Work instructions
Write out each line word for word. Drop pictures.
— start —
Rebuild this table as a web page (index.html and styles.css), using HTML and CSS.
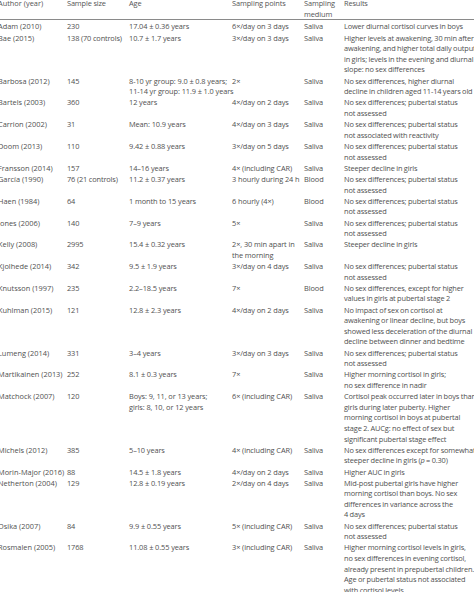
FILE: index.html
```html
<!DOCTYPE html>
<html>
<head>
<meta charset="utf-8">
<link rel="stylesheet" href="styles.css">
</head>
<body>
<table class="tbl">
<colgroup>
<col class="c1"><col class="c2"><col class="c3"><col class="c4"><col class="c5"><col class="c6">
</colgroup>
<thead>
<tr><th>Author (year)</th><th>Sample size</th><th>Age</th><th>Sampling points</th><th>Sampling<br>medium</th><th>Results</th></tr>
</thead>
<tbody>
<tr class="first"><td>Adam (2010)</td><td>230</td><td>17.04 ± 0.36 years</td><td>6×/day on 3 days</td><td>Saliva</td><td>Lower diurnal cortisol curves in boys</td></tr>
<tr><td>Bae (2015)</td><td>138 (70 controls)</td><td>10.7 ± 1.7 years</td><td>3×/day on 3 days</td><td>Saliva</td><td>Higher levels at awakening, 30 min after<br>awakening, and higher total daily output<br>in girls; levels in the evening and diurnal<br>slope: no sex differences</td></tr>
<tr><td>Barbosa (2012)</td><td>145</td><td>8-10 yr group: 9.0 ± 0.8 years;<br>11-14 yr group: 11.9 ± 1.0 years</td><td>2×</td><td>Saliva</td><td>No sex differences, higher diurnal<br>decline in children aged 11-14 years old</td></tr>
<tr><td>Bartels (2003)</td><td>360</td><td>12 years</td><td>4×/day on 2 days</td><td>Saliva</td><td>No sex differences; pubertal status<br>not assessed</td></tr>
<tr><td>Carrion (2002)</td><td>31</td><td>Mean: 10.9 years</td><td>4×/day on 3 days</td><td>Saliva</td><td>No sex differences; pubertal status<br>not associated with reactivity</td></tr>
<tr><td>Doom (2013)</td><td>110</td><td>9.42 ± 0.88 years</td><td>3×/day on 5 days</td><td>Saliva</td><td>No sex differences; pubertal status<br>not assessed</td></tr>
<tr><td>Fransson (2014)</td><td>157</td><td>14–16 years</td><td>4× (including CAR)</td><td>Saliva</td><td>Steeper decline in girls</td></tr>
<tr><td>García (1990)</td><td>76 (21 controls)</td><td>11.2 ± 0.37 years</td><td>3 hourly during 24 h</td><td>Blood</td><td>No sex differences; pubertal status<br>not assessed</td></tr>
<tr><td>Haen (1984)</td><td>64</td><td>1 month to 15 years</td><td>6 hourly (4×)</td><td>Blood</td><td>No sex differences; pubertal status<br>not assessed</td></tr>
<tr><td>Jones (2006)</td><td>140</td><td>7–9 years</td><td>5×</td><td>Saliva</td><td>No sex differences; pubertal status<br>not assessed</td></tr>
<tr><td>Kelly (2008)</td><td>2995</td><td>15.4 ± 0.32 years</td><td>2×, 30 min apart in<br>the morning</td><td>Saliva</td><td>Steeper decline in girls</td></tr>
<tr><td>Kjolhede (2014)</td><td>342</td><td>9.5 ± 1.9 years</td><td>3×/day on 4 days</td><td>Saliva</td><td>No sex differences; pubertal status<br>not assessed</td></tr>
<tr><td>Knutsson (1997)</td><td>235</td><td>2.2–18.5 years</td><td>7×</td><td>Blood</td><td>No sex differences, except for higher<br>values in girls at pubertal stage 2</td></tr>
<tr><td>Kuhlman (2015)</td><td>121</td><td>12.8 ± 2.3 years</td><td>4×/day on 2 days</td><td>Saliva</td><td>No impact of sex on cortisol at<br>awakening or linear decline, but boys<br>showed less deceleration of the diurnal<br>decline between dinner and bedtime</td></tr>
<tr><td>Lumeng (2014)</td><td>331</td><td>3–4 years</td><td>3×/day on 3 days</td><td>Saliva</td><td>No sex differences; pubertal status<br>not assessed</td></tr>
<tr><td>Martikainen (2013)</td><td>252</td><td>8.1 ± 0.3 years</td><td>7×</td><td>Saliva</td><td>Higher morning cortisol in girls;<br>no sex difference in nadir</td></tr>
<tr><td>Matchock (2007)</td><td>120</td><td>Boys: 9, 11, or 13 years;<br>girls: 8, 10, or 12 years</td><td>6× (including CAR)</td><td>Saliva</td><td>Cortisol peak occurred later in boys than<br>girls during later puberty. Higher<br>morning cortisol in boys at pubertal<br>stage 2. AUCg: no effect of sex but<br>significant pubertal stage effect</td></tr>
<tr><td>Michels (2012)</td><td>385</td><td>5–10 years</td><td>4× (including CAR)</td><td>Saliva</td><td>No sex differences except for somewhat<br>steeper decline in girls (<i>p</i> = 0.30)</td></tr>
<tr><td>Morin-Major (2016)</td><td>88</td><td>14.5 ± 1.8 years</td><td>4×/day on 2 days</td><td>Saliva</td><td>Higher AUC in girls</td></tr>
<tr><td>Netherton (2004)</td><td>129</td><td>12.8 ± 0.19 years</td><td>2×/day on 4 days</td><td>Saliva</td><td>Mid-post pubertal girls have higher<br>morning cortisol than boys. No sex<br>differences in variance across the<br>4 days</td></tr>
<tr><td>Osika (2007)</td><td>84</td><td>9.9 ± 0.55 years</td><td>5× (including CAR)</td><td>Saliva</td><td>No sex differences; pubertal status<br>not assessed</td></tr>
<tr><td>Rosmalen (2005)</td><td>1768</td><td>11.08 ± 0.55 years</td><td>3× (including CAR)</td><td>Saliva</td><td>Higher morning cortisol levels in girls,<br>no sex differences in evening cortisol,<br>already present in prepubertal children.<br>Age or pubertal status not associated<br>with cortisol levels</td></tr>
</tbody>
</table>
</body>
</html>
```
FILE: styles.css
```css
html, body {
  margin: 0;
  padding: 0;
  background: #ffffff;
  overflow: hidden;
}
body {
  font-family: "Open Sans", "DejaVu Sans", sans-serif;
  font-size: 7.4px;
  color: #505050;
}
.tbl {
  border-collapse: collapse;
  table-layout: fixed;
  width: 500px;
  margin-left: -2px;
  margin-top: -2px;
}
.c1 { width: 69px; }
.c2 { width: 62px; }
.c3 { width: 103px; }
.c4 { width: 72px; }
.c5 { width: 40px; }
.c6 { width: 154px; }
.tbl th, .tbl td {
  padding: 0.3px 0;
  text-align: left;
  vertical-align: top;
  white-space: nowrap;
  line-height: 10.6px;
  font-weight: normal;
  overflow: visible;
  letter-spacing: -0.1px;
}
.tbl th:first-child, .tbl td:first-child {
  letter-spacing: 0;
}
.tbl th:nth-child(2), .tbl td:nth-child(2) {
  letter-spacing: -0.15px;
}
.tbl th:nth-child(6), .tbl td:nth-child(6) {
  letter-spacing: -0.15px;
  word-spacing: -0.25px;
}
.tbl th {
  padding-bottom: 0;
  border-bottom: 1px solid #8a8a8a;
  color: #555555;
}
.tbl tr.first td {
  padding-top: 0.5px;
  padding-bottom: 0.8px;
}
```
— end —
Answer to this problem
Rebuild this table as a web page (index.html and styles.css), using HTML and CSS.
FILE: index.html
```html
<!DOCTYPE html>
<html>
<head>
<meta charset="utf-8">
<link rel="stylesheet" href="styles.css">
</head>
<body>
<table class="tbl">
<colgroup>
<col class="c1"><col class="c2"><col class="c3"><col class="c4"><col class="c5"><col class="c6">
</colgroup>
<thead>
<tr><th>Author (year)</th><th>Sample size</th><th>Age</th><th>Sampling points</th><th>Sampling<br>medium</th><th>Results</th></tr>
</thead>
<tbody>
<tr class="first"><td>Adam (2010)</td><td>230</td><td>17.04 ± 0.36 years</td><td>6×/day on 3 days</td><td>Saliva</td><td>Lower diurnal cortisol curves in boys</td></tr>
<tr><td>Bae (2015)</td><td>138 (70 controls)</td><td>10.7 ± 1.7 years</td><td>3×/day on 3 days</td><td>Saliva</td><td>Higher levels at awakening, 30 min after<br>awakening, and higher total daily output<br>in girls; levels in the evening and diurnal<br>slope: no sex differences</td></tr>
<tr><td>Barbosa (2012)</td><td>145</td><td>8-10 yr group: 9.0 ± 0.8 years;<br>11-14 yr group: 11.9 ± 1.0 years</td><td>2×</td><td>Saliva</td><td>No sex differences, higher diurnal<br>decline in children aged 11-14 years old</td></tr>
<tr><td>Bartels (2003)</td><td>360</td><td>12 years</td><td>4×/day on 2 days</td><td>Saliva</td><td>No sex differences; pubertal status<br>not assessed</td></tr>
<tr><td>Carrion (2002)</td><td>31</td><td>Mean: 10.9 years</td><td>4×/day on 3 days</td><td>Saliva</td><td>No sex differences; pubertal status<br>not associated with reactivity</td></tr>
<tr><td>Doom (2013)</td><td>110</td><td>9.42 ± 0.88 years</td><td>3×/day on 5 days</td><td>Saliva</td><td>No sex differences; pubertal status<br>not assessed</td></tr>
<tr><td>Fransson (2014)</td><td>157</td><td>14–16 years</td><td>4× (including CAR)</td><td>Saliva</td><td>Steeper decline in girls</td></tr>
<tr><td>García (1990)</td><td>76 (21 controls)</td><td>11.2 ± 0.37 years</td><td>3 hourly during 24 h</td><td>Blood</td><td>No sex differences; pubertal status<br>not assessed</td></tr>
<tr><td>Haen (1984)</td><td>64</td><td>1 month to 15 years</td><td>6 hourly (4×)</td><td>Blood</td><td>No sex differences; pubertal status<br>not assessed</td></tr>
<tr><td>Jones (2006)</td><td>140</td><td>7–9 years</td><td>5×</td><td>Saliva</td><td>No sex differences; pubertal status<br>not assessed</td></tr>
<tr><td>Kelly (2008)</td><td>2995</td><td>15.4 ± 0.32 years</td><td>2×, 30 min apart in<br>the morning</td><td>Saliva</td><td>Steeper decline in girls</td></tr>
<tr><td>Kjolhede (2014)</td><td>342</td><td>9.5 ± 1.9 years</td><td>3×/day on 4 days</td><td>Saliva</td><td>No sex differences; pubertal status<br>not assessed</td></tr>
<tr><td>Knutsson (1997)</td><td>235</td><td>2.2–18.5 years</td><td>7×</td><td>Blood</td><td>No sex differences, except for higher<br>values in girls at pubertal stage 2</td></tr>
<tr><td>Kuhlman (2015)</td><td>121</td><td>12.8 ± 2.3 years</td><td>4×/day on 2 days</td><td>Saliva</td><td>No impact of sex on cortisol at<br>awakening or linear decline, but boys<br>showed less deceleration of the diurnal<br>decline between dinner and bedtime</td></tr>
<tr><td>Lumeng (2014)</td><td>331</td><td>3–4 years</td><td>3×/day on 3 days</td><td>Saliva</td><td>No sex differences; pubertal status<br>not assessed</td></tr>
<tr><td>Martikainen (2013)</td><td>252</td><td>8.1 ± 0.3 years</td><td>7×</td><td>Saliva</td><td>Higher morning cortisol in girls;<br>no sex difference in nadir</td></tr>
<tr><td>Matchock (2007)</td><td>120</td><td>Boys: 9, 11, or 13 years;<br>girls: 8, 10, or 12 years</td><td>6× (including CAR)</td><td>Saliva</td><td>Cortisol peak occurred later in boys than<br>girls during later puberty. Higher<br>morning cortisol in boys at pubertal<br>stage 2. AUCg: no effect of sex but<br>significant pubertal stage effect</td></tr>
<tr><td>Michels (2012)</td><td>385</td><td>5–10 years</td><td>4× (including CAR)</td><td>Saliva</td><td>No sex differences except for somewhat<br>steeper decline in girls (<i>p</i> = 0.30)</td></tr>
<tr><td>Morin-Major (2016)</td><td>88</td><td>14.5 ± 1.8 years</td><td>4×/day on 2 days</td><td>Saliva</td><td>Higher AUC in girls</td></tr>
<tr><td>Netherton (2004)</td><td>129</td><td>12.8 ± 0.19 years</td><td>2×/day on 4 days</td><td>Saliva</td><td>Mid-post pubertal girls have higher<br>morning cortisol than boys. No sex<br>differences in variance across the<br>4 days</td></tr>
<tr><td>Osika (2007)</td><td>84</td><td>9.9 ± 0.55 years</td><td>5× (including CAR)</td><td>Saliva</td><td>No sex differences; pubertal status<br>not assessed</td></tr>
<tr><td>Rosmalen (2005)</td><td>1768</td><td>11.08 ± 0.55 years</td><td>3× (including CAR)</td><td>Saliva</td><td>Higher morning cortisol levels in girls,<br>no sex differences in evening cortisol,<br>already present in prepubertal children.<br>Age or pubertal status not associated<br>with cortisol levels</td></tr>
</tbody>
</table>
</body>
</html>
```
FILE: styles.css
```css
html, body {
  margin: 0;
  padding: 0;
  background: #ffffff;
  overflow: hidden;
}
body {
  font-family: "Open Sans", "DejaVu Sans", sans-serif;
  font-size: 7.4px;
  color: #505050;
}
.tbl {
  border-collapse: collapse;
  table-layout: fixed;
  width: 500px;
  margin-left: -2px;
  margin-top: -2px;
}
.c1 { width: 69px; }
.c2 { width: 62px; }
.c3 { width: 103px; }
.c4 { width: 72px; }
.c5 { width: 40px; }
.c6 { width: 154px; }
.tbl th, .tbl td {
  padding: 0.3px 0;
  text-align: left;
  vertical-align: top;
  white-space: nowrap;
  line-height: 10.6px;
  font-weight: normal;
  overflow: visible;
  letter-spacing: -0.1px;
}
.tbl th:first-child, .tbl td:first-child {
  letter-spacing: 0;
}
.tbl th:nth-child(2), .tbl td:nth-child(2) {
  letter-spacing: -0.15px;
}
.tbl th:nth-child(6), .tbl td:nth-child(6) {
  letter-spacing: -0.15px;
  word-spacing: -0.25px;
}
.tbl th {
  padding-bottom: 0;
  border-bottom: 1px solid #8a8a8a;
  color: #555555;
}
.tbl tr.first td {
  padding-top: 0.5px;
  padding-bottom: 0.8px;
}
```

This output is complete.